**Aim**
Bring together all lines of the material below that contain the string "React".

Records from a dataset
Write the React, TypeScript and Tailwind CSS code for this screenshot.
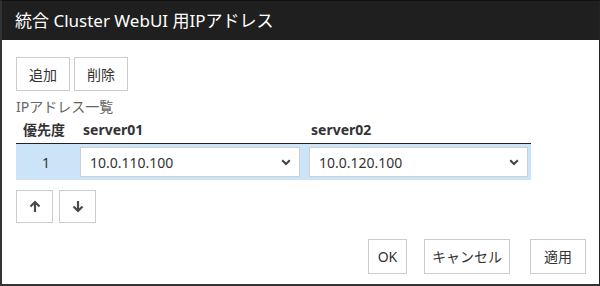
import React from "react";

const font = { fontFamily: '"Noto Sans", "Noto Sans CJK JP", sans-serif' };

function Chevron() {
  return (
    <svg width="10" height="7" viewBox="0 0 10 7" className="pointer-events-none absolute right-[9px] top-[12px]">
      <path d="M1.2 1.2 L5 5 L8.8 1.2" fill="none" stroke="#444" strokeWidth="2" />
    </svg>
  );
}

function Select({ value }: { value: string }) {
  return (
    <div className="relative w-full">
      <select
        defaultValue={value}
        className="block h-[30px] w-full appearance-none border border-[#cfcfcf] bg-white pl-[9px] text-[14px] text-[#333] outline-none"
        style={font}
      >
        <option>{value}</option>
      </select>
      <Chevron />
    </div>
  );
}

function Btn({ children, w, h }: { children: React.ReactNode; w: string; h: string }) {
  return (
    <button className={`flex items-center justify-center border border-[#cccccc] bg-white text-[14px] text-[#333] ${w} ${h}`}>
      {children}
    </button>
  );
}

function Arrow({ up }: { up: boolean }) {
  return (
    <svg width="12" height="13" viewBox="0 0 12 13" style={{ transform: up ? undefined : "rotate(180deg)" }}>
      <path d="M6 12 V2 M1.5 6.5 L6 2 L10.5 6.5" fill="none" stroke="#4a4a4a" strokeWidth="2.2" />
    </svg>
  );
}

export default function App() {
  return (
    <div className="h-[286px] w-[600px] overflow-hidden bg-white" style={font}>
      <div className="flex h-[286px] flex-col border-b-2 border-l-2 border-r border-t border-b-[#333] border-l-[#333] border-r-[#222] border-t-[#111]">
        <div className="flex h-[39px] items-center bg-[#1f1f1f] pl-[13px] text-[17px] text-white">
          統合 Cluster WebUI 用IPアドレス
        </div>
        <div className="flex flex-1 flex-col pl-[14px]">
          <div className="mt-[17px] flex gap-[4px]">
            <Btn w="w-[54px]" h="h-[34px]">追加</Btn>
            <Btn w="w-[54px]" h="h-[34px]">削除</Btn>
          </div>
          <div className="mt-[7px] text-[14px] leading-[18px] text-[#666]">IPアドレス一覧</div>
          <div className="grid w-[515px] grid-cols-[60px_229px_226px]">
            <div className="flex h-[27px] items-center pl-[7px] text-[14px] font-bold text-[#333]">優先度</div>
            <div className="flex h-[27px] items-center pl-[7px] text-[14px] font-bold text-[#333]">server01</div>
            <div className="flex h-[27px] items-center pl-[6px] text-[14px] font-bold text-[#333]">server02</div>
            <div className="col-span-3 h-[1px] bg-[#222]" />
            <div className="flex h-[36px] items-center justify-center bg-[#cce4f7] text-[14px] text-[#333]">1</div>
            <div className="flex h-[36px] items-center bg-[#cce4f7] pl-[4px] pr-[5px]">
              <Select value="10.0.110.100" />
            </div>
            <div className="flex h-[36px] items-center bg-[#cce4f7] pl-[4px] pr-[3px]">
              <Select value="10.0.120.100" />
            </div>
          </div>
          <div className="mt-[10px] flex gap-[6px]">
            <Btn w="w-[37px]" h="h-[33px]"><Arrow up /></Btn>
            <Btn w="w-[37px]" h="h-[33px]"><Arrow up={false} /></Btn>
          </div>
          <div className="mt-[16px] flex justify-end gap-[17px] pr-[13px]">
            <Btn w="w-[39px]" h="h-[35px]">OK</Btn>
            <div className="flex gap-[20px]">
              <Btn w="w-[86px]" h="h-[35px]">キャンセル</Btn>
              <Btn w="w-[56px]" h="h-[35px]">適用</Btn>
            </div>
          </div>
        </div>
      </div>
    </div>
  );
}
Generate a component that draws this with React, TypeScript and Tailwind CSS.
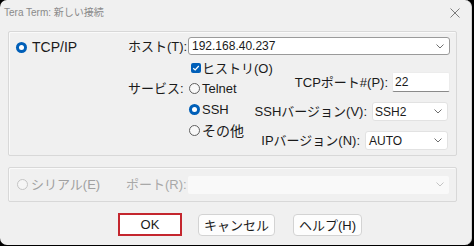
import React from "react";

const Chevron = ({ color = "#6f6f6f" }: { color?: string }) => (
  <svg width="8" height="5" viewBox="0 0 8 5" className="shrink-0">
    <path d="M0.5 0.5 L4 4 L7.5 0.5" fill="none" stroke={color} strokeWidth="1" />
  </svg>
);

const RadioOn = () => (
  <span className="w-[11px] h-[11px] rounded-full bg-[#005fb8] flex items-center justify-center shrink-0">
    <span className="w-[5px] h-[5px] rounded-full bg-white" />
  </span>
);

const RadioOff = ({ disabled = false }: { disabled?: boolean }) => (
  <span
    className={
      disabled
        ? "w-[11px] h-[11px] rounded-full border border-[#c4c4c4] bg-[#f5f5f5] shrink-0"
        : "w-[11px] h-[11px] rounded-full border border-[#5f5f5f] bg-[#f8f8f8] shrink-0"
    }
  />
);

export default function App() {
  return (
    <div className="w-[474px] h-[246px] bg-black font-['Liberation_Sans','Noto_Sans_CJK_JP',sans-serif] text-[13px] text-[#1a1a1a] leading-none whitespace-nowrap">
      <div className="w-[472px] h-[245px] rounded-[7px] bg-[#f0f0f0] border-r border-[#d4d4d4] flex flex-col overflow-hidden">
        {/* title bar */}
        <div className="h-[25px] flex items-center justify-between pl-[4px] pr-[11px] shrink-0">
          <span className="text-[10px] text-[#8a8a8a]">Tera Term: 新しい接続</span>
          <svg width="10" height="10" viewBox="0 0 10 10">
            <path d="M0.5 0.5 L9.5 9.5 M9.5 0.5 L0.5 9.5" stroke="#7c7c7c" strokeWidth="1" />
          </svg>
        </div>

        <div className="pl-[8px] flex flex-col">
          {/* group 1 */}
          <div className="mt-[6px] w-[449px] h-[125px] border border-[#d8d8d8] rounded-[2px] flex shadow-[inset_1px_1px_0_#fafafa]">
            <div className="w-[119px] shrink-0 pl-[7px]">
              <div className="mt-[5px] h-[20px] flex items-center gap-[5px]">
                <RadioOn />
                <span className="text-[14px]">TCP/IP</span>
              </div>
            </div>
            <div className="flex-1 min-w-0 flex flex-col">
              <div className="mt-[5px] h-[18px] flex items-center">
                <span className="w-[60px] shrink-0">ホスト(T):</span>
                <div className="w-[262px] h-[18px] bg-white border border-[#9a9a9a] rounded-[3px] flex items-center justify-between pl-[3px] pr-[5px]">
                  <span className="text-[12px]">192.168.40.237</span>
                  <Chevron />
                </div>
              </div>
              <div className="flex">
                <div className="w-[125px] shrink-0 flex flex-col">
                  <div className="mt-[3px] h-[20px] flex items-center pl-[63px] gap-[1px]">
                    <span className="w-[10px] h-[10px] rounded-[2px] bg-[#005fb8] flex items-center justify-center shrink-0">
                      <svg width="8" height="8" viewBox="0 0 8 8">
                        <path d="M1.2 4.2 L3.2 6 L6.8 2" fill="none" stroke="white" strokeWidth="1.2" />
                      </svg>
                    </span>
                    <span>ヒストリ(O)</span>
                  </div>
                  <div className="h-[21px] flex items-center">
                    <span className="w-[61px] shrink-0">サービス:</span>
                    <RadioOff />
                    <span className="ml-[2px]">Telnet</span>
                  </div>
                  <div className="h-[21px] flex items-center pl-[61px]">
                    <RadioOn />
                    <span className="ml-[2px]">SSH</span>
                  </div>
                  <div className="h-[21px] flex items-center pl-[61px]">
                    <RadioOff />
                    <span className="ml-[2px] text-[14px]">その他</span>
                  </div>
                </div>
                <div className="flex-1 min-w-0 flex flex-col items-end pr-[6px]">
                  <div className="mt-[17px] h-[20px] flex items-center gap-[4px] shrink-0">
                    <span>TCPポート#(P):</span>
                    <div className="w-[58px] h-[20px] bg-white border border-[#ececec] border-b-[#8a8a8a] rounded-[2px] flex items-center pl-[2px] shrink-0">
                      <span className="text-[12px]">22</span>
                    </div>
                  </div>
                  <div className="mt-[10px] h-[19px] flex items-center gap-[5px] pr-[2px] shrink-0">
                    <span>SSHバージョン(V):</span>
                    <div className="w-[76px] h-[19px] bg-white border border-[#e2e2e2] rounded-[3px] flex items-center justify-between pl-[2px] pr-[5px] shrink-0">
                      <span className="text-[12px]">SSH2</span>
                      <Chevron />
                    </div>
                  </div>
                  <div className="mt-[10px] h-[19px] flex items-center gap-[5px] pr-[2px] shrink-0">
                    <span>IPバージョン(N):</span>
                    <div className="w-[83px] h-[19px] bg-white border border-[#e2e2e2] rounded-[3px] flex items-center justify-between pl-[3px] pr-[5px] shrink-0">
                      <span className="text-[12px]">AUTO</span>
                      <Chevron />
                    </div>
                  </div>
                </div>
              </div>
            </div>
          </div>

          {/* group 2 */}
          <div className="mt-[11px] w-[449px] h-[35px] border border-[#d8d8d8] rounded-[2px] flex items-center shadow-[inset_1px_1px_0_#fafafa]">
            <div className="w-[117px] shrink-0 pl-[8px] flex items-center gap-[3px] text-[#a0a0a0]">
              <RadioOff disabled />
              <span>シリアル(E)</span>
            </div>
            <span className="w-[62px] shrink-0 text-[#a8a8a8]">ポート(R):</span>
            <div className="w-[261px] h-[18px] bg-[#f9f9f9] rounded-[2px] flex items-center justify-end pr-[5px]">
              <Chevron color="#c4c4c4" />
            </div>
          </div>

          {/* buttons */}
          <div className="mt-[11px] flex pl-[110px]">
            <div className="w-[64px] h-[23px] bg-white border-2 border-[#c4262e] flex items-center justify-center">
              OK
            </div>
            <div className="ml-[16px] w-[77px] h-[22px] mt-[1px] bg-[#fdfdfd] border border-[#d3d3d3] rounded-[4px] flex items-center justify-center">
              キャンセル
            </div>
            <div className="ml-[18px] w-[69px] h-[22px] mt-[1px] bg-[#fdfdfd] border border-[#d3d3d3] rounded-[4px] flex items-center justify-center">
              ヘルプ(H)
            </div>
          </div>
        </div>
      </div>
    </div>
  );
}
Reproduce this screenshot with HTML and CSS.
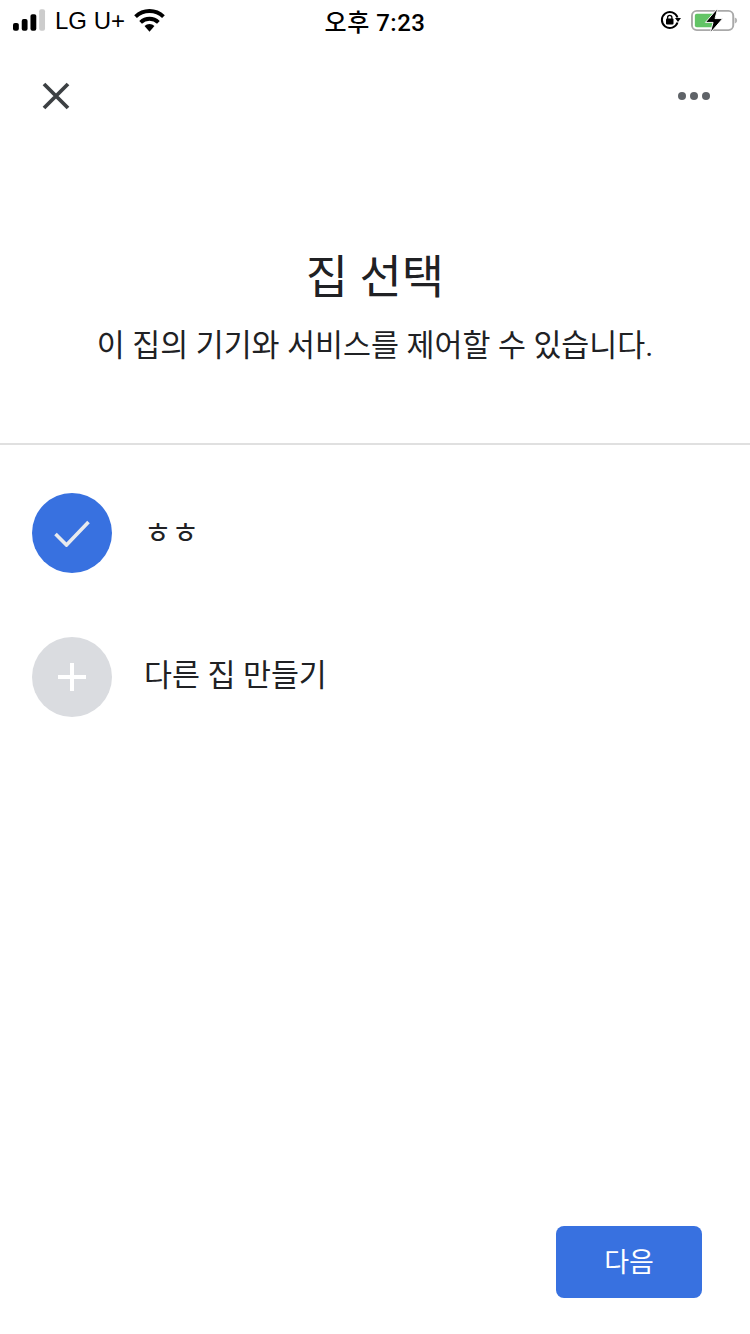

**Solution**
Write the React, TypeScript and Tailwind CSS code for this screenshot.
import React from "react";
function Btn({ children, w, h }: { children: React.ReactNode; w: string; h: string }) {
Generate a component that draws this with React, TypeScript and Tailwind CSS.
import React from "react";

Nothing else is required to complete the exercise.